(Recorded data)
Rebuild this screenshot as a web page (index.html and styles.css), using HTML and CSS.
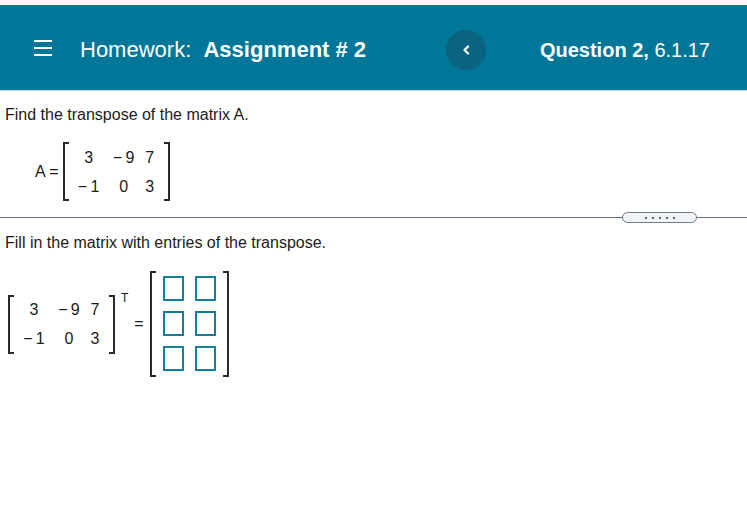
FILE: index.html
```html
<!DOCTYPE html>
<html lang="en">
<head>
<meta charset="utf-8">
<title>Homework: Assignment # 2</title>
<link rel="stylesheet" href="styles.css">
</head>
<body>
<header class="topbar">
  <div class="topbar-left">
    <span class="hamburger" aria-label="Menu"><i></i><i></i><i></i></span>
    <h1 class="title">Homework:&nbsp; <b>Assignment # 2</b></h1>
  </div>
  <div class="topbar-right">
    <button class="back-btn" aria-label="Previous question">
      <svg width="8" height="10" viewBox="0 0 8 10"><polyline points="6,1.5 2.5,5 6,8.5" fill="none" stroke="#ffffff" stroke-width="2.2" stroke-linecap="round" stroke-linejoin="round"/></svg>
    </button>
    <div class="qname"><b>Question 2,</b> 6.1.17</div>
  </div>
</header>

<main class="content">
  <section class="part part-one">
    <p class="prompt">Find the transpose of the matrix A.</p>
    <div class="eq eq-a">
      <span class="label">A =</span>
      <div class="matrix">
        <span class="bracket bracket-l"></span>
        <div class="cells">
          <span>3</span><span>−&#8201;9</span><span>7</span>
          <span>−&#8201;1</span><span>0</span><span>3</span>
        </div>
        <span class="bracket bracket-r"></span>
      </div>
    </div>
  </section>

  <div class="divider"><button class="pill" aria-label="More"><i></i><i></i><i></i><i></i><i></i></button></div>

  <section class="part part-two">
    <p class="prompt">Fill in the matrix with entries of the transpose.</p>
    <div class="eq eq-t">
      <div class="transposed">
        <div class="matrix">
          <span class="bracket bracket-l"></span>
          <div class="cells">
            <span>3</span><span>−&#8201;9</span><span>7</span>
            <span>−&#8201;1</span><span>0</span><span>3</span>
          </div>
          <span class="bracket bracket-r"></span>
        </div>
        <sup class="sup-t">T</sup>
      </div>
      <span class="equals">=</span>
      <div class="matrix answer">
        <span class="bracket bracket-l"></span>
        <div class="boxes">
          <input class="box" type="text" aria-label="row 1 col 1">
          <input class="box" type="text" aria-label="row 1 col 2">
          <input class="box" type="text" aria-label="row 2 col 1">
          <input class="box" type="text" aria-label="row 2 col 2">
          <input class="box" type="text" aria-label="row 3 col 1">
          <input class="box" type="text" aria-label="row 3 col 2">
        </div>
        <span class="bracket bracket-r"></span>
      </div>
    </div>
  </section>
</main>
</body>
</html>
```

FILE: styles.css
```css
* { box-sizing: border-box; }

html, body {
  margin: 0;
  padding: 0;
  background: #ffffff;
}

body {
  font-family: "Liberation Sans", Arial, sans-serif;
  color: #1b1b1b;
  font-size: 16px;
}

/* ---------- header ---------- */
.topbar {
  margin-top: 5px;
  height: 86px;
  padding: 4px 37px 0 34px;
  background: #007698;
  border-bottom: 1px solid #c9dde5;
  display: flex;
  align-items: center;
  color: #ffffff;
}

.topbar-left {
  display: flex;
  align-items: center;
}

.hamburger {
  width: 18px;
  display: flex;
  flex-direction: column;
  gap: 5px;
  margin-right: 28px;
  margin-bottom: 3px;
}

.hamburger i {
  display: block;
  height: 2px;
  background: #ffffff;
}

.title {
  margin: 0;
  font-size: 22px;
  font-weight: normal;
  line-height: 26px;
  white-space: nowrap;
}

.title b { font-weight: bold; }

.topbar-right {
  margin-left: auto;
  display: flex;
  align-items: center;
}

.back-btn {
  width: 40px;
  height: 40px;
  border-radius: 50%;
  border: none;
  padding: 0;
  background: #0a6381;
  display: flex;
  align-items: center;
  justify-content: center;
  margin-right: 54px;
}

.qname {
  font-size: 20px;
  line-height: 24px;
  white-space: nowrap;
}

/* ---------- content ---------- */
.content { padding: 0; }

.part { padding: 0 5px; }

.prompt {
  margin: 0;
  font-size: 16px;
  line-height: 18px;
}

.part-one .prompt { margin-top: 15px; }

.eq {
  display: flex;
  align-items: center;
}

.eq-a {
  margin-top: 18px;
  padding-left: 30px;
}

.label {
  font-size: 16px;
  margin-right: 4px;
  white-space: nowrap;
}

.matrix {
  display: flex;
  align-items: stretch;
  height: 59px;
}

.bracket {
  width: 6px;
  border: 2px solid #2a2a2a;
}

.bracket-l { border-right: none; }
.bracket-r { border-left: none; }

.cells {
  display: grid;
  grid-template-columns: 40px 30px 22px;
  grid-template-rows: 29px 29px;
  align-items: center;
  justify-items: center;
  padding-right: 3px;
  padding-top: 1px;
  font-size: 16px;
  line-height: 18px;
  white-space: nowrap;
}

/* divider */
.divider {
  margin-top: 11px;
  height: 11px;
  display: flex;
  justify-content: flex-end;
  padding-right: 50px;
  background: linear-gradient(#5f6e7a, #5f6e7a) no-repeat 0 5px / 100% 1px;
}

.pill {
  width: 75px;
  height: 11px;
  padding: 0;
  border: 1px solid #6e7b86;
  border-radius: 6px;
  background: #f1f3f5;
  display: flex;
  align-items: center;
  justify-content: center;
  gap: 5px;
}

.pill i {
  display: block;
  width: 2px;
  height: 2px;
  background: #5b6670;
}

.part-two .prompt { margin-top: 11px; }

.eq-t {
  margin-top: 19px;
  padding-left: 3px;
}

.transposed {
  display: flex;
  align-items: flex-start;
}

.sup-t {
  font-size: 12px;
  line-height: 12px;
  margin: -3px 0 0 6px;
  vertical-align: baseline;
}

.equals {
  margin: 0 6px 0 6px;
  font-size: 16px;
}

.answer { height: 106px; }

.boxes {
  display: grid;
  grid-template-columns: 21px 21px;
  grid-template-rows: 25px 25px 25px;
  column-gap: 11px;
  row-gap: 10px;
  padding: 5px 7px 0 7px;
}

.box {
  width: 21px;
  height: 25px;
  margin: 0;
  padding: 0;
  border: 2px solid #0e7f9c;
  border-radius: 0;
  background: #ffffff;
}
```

==

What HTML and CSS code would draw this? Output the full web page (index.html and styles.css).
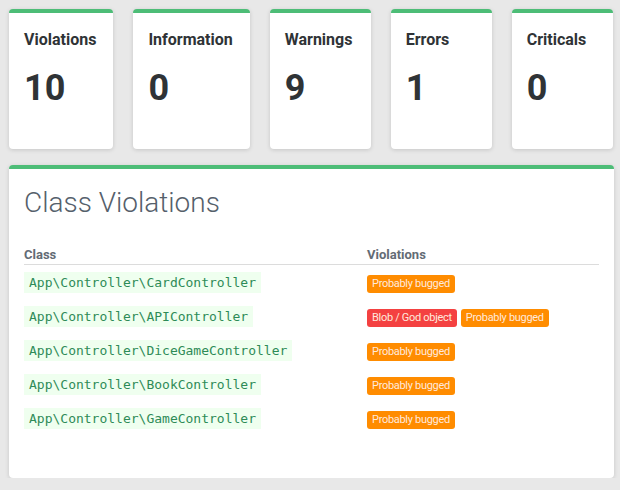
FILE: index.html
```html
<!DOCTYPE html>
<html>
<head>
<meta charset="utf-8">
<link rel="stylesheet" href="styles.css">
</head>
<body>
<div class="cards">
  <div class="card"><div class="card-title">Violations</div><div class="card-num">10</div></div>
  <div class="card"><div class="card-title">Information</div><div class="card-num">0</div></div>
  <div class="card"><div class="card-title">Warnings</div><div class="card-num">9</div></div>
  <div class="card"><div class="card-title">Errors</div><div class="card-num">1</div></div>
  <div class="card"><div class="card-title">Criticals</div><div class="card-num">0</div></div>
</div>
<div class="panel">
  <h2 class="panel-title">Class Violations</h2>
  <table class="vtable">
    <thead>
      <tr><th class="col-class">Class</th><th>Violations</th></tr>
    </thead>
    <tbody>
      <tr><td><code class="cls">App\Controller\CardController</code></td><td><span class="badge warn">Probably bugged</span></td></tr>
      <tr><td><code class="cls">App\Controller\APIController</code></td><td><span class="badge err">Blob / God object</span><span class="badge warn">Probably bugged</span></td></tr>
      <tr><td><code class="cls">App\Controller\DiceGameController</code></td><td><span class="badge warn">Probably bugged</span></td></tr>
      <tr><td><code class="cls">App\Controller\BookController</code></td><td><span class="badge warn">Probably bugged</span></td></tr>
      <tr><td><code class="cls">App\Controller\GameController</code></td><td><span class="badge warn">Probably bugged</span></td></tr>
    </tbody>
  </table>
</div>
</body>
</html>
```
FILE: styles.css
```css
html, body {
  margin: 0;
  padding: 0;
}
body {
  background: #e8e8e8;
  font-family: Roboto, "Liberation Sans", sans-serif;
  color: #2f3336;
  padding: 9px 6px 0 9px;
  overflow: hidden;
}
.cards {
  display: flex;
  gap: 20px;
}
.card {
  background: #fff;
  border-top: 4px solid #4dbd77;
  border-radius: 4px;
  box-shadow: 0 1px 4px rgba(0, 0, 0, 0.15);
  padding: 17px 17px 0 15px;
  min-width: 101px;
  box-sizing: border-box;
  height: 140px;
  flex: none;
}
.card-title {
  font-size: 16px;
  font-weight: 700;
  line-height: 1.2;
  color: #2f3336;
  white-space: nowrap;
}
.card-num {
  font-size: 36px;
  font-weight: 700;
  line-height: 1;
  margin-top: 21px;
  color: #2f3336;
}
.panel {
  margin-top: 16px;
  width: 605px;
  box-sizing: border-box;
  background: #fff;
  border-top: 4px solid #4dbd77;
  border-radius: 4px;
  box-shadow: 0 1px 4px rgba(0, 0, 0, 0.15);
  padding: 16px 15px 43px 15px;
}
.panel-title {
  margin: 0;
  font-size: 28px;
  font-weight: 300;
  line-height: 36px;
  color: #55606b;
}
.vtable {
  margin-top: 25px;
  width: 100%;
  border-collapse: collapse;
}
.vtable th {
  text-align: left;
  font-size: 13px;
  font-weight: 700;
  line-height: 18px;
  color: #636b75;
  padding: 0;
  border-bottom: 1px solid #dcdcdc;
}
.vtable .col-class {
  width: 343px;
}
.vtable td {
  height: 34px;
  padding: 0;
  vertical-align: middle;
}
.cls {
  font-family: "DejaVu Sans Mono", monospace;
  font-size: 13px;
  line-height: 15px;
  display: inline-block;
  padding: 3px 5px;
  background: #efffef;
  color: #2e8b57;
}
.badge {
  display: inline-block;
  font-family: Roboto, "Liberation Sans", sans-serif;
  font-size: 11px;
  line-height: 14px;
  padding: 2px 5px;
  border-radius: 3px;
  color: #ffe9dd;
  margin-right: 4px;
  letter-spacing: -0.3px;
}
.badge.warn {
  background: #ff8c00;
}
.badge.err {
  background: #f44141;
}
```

---

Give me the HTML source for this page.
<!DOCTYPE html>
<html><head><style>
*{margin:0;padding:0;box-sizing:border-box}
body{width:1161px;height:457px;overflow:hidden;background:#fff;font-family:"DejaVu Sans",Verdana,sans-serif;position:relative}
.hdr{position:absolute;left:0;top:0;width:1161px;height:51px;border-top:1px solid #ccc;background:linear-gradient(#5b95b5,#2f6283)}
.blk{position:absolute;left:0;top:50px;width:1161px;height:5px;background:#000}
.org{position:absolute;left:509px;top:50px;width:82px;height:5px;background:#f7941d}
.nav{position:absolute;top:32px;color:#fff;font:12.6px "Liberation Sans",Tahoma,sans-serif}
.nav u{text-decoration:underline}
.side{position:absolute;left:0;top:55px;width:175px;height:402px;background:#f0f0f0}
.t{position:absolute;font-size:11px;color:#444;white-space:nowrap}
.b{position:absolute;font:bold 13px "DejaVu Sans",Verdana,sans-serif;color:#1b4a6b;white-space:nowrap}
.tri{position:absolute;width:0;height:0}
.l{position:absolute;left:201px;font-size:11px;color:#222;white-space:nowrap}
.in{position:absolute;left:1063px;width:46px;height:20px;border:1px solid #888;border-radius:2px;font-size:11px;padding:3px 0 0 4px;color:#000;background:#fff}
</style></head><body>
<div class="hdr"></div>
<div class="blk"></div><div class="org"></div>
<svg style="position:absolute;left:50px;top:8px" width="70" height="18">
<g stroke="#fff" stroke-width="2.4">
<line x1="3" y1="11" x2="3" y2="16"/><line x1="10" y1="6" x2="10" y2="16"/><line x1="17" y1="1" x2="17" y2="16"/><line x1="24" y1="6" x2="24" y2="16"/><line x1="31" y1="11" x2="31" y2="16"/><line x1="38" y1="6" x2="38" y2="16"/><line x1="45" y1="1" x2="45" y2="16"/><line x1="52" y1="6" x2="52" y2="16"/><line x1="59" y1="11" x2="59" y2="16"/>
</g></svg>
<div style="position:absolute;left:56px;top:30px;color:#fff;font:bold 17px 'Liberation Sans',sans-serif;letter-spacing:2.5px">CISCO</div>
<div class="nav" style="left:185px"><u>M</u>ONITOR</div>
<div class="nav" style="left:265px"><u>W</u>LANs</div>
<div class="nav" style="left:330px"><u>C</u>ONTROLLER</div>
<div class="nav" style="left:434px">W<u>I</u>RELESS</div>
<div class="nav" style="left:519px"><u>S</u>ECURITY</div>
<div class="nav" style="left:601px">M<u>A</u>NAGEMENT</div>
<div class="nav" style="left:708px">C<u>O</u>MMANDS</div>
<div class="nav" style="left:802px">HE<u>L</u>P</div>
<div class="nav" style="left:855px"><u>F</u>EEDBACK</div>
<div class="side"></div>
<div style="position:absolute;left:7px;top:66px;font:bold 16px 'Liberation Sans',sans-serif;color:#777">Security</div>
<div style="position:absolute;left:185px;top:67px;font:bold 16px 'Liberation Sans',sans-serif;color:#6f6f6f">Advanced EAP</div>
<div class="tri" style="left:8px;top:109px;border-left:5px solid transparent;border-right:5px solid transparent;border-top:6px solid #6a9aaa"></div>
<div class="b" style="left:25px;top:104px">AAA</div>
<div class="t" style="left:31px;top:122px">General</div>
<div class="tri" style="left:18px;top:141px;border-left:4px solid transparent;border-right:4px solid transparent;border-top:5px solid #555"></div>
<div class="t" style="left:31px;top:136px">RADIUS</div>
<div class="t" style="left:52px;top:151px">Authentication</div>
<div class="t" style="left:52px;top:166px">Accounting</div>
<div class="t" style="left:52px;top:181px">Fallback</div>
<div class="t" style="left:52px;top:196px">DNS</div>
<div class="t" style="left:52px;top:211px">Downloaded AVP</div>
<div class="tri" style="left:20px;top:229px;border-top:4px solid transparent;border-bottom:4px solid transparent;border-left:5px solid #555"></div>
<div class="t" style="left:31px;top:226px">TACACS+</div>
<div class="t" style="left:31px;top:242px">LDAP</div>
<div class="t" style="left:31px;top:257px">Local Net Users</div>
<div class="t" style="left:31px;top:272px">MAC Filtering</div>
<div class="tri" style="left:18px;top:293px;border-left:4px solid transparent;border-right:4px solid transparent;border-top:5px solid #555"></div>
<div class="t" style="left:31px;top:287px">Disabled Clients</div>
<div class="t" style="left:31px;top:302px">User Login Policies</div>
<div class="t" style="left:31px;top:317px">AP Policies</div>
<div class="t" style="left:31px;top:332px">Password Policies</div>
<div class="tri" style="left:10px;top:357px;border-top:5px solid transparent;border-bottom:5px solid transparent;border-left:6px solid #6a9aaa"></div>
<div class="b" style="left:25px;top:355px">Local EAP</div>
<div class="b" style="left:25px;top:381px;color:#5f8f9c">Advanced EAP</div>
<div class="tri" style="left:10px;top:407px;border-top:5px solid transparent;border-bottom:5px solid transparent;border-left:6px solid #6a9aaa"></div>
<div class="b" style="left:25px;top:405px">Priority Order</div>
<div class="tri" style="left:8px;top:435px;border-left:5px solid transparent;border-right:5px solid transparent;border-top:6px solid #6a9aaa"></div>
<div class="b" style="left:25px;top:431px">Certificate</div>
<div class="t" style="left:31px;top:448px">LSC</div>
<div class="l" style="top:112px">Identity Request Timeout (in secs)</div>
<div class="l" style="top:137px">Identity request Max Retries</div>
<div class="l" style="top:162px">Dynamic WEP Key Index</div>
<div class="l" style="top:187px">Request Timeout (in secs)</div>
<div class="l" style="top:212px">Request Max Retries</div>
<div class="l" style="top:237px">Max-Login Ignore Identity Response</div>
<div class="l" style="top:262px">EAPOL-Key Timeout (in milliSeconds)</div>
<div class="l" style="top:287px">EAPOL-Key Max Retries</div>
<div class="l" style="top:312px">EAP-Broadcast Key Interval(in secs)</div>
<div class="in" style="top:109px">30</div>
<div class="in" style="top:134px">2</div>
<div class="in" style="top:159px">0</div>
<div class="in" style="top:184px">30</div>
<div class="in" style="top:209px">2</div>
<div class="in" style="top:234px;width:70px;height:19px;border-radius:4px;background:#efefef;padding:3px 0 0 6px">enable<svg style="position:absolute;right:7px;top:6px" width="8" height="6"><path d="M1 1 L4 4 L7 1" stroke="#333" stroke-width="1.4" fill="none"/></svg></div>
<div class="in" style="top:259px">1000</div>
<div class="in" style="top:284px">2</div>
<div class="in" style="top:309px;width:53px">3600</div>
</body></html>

## GIVEN TASK
Among the entries above, how many lines hold the string "code"? Give the number by itself.

## TASK SOLUTION
6